OrateVR

Problem Statement: How can we improve the experience of practicing public speaking using immersive technology and wearables?

Stage fright (or performance anxiety) is the fear/anxiety/persistent phobia that arises in an individual by the requirement to perform in front of an audience.

It can be alleviated by constant practice and repetition, but people lack the motivation and means to practice. There is a dire need for a mechanism for people to be able to practice and get feedback on themselves to improve.

Using immersive tech like VR simulates the biggest component that causes stage fright: users being in the social environment. Along with having accurate VR scenes and avatars, our solution involves the usage of sensors that tracks users' anxiety levels, enabling them to diagnose and improve themselves.

Solution: By simulating real world conditions of public speaking through virtual reality, and tracking stress conditions of the users during their speech sessions, OrateVR provides at effective platform for one to practice their public speaking along with valuable insights and feedback regarding their performance.

Device that houses the sensors, circuit board, and the battery

Intended Users:

Primary Target users:

People suffering from glossophobia

Speech disorders

People suffering from social anxiety disorder

People with fluency disorders(stuttering/stammering)

Secondary Target users:

People learning a new language

People with less public speaking experience

Professions that involve more interaction (Sales, Teaching, Managers)

Hardware Architecture:

The hardware architecture for OrateVr includes a PPG sensor and a GSR sensor connected to an Arduino Nano 33 IoT.

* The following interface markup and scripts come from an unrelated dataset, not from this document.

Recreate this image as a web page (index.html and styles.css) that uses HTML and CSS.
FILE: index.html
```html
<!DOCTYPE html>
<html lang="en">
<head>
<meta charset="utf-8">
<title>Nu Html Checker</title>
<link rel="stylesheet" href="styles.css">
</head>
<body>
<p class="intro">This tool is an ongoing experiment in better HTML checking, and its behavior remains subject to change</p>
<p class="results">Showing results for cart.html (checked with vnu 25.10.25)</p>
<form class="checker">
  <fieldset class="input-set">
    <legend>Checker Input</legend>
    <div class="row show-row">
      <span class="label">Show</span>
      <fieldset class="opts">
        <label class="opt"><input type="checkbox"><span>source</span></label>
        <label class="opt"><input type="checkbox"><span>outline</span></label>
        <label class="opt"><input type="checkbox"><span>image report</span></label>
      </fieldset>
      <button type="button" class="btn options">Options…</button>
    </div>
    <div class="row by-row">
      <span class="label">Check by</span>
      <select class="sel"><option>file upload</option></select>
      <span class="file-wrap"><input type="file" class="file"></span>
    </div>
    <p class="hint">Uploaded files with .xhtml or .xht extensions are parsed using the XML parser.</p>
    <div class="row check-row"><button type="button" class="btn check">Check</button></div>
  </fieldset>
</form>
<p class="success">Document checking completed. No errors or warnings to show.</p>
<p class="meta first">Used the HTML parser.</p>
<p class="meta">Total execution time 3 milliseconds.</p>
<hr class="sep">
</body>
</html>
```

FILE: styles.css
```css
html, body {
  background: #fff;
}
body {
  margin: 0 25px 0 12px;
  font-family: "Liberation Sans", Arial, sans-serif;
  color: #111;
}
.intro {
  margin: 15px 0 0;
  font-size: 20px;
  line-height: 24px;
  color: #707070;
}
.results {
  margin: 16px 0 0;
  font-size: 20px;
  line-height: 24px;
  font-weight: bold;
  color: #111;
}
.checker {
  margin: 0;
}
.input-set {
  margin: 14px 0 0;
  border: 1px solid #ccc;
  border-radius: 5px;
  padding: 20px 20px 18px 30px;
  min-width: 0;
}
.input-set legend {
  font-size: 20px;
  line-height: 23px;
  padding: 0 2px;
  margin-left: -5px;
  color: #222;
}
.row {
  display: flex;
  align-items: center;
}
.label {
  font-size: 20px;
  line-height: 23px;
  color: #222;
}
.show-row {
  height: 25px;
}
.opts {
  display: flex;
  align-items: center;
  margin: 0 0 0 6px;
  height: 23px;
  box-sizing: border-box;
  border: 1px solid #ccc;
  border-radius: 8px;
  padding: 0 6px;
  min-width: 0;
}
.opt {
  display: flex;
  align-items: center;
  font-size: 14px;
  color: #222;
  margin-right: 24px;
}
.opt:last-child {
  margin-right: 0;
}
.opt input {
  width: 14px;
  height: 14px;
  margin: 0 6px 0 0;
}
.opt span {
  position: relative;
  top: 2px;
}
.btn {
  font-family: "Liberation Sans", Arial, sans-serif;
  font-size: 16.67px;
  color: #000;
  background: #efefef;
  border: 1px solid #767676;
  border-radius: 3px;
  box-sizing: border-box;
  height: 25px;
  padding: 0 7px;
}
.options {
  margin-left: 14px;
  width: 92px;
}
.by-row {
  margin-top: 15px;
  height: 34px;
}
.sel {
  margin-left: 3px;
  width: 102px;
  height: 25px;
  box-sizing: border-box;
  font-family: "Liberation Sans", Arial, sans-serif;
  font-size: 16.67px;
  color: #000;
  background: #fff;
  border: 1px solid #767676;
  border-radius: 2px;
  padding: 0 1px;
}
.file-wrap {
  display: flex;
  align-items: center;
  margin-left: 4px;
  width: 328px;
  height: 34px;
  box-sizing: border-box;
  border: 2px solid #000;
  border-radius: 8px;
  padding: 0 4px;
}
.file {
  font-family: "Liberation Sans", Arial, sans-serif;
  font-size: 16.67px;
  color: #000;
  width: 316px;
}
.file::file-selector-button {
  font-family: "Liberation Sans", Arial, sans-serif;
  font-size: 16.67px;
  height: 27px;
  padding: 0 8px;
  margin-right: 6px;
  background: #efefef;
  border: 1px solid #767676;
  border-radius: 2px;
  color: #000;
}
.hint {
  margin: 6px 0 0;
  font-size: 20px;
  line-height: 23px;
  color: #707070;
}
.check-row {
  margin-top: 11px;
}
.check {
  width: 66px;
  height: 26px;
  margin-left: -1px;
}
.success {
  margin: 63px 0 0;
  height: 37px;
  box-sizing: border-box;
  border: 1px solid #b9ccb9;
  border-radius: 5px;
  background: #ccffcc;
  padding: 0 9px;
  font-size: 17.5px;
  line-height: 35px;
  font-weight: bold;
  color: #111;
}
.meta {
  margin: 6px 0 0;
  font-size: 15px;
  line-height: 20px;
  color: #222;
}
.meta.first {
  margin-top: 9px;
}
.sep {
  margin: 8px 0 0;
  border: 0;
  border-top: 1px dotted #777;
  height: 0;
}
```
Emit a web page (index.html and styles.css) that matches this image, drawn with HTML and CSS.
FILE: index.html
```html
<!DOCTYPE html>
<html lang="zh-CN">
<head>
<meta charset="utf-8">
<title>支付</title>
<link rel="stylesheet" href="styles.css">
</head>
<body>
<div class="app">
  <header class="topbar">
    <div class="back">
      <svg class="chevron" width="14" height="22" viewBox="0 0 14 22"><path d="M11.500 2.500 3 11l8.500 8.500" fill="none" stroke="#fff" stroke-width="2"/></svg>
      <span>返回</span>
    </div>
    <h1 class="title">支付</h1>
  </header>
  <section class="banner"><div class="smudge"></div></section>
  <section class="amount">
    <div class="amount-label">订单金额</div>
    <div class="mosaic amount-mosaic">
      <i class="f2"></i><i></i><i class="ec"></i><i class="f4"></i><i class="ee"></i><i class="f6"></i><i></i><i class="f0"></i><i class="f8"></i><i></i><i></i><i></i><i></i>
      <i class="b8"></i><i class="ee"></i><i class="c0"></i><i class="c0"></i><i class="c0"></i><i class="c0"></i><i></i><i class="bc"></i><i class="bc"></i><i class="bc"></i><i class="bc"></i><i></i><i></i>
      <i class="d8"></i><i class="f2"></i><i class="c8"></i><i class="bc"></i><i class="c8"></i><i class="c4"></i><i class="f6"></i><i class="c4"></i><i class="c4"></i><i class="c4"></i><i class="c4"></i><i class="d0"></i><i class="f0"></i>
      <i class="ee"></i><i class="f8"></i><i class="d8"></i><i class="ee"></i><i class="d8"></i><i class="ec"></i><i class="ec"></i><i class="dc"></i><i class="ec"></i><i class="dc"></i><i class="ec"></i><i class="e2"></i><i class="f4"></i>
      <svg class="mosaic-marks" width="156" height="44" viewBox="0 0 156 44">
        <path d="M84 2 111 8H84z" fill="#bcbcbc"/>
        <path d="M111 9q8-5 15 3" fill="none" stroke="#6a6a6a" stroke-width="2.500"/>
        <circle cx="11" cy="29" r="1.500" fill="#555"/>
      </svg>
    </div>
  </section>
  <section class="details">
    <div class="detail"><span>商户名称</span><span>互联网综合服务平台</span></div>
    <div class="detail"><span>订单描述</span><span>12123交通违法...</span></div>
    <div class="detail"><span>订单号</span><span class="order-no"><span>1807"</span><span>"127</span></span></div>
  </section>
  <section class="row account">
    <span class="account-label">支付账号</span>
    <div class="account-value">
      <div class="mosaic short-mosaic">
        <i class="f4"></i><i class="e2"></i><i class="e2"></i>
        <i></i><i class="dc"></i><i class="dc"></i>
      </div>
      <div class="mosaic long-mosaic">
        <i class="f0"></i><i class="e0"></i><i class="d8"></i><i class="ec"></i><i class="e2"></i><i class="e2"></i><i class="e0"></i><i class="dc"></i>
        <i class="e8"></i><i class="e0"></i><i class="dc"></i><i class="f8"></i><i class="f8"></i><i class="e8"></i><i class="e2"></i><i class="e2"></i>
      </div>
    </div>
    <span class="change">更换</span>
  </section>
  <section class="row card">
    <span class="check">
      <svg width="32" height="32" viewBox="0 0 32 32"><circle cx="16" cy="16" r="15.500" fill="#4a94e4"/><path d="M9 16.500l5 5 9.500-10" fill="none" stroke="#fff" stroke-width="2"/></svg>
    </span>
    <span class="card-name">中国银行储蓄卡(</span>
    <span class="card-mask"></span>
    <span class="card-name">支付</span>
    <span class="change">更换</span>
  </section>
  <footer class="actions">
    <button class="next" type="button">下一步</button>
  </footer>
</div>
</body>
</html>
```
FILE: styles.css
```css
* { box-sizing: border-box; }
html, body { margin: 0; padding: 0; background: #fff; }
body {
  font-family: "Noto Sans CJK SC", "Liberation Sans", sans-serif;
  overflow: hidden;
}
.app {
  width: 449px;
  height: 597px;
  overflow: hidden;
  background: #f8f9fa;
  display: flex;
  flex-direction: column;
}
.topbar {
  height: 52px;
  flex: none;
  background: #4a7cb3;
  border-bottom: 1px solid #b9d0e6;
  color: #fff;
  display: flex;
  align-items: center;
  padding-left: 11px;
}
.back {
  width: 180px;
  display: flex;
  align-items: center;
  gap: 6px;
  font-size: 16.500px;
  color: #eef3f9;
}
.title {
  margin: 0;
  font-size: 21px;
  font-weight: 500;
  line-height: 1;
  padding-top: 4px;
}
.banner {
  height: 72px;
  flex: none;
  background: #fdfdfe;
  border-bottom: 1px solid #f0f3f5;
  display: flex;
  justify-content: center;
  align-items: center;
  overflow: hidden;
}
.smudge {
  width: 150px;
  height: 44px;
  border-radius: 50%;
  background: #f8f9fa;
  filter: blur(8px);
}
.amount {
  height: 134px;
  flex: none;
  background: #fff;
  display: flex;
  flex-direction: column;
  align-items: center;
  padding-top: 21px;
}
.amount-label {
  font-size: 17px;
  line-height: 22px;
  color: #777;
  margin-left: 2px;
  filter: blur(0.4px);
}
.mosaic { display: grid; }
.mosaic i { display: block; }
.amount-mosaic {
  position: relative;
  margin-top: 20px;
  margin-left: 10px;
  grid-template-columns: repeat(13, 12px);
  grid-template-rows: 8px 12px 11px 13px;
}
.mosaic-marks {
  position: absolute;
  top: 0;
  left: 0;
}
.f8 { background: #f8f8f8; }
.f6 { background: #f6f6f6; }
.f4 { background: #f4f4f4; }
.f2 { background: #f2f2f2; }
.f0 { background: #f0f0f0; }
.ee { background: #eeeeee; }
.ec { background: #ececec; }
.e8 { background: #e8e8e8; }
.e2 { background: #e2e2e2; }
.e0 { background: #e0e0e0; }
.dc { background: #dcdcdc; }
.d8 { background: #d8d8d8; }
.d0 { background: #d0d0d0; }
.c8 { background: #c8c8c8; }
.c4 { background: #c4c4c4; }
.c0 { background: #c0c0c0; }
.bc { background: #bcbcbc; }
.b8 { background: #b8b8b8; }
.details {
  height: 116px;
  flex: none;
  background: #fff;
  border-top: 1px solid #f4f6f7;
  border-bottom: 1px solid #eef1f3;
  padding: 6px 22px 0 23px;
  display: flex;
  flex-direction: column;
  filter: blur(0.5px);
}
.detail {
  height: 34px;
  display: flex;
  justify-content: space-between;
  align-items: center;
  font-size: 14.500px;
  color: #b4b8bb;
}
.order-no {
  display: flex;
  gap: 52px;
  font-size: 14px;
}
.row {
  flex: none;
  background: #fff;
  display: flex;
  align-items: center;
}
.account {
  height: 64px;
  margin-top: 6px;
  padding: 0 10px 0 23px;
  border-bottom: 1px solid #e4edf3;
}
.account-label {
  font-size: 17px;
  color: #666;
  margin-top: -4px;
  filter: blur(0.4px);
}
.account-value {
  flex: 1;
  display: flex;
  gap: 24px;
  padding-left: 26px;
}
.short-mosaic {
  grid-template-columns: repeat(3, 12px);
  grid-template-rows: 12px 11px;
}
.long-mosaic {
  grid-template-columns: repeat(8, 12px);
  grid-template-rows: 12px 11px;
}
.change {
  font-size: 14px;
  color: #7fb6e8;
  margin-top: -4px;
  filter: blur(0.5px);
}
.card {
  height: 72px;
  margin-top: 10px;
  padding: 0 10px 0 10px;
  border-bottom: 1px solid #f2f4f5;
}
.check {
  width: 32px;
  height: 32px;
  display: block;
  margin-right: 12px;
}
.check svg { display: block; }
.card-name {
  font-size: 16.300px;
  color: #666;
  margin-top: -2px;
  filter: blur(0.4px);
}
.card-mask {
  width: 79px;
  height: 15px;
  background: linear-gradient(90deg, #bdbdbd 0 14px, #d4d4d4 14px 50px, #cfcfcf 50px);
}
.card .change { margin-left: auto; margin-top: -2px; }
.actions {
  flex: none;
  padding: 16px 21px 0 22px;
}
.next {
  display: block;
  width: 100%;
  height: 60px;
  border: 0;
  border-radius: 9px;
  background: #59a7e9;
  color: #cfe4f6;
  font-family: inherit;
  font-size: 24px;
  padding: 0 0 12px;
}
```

Hardware diagram of sensor and circuit board configuration

Initial Prototype:

Initial prototype based on Raspberry Pi, Arduino Uno, and local Python scripts

Final Prototype:

Custom circuit boards are designed in Fusion 360 and manufactured using the OtherMill.

PCB Prototyping

Completed PCB that houses Arduino Nano and connects to PPG, GSR, and the battery

Final model with Nano casting data to cloud through WiFi

Software Architecture:

Software architecture showing database connecting to, Python scripts running on Azure, Front-end dashboard, and VR headsets

The data from the firebase is processed using python scripts running on Azure servers. The following are the functions of the python script:

Removes the noise from the data using bandpass and moving average filters

Uses machine learning models to predict the moods of the user

Posts the processed data and the user mood data back in Firebase

The C# scripts running on Unity pull the information from the Firebase database and show it to the user in the VR application.

The Dashboard (based on React, Plotly Dash, and Tailwind CSS) displays the real-time sensor data and the user’s mood on the dashboard.

Raw signal (Red) and the Filtered signal after noise removal (blue)

The raw PPG data (red) is filtered using bandpass filters that remove unnecessary frequencies (bandpass filters remove both high and low frequencies based on the specified thresholds).

The filter based on amplitude values removes the ranges above and below certain thresholds (PPG values that are not heartbeats).

The final heartbeats detected corresponding to the PPG signals

The heart rates are detected using the HeartPy library based on SciPy modules.

ML for Mood Prediction:

A dense neural network was used to classify the user’s mood into three buckets (stressed, distracted, and normal). This section goes into the details about how the machine learning model was arrived at.

The datasets were taken from Kaggle (SWELL dataset | Kaggle) that studied subjects of 25 members doing typical office work, while taking measurements using various instruments like the EEG sensor, body postures, skin conductance (correlating to GSR), etc.

To get the relevant parameters from the datasets, a Pearson’s correlation was run to find out inputs that influence the outputs. Based on these results, the corresponding parameters were derived from the PPG sensor in the previous step.

Pearson’s correlation to measure input parameter confluence with outputs

After the datasets are obtained, and the relevant data from the sensors are arranged, the machine learning model had to be constructed and trained.

Through a process of trial and error, it was concluded that a combination of 18 nodes in the 1st layer, and 10 nodes in the 2nd layer gave the maximum accuracy.

Dense neural network with hidden nodes connecting the input and output layers

Accuracy of the machine learning model

The classifications from the machine learning model were sent back to Firebase to be displayed on the dashboard and to the user in VR.

OrateVR in working:

The following are some of the images of the final product:

Oculus Application:

The following is the interface that the user sees in the Oculus. The location is in a classroom with other students, a commonplace a typical user would prefer to practice speech in.

The tablet on the screen moves with the controller of the Oculus.

Oculus App with an internal interface that shows real-time data of the user, and text to practice speech with.

Oculus App with an internal interface that shows real-time data of the user, and text to practice speech with

Web Application:

The web application shows the real-time speech session of the user on the dashboard. One can see the sensor values and the mood of the user based on these sensor values.

Dashboard showing real-time sensor values and user mood during a speech session

Conclusion:

The application of emerging technology and Virtual Reality in the space of speech development has been explored. Upon reflecting on this journey, we realized we could have enhanced the user experience by including speech and fluency analysis as part of the feedback, which we look forward to in the upcoming projects.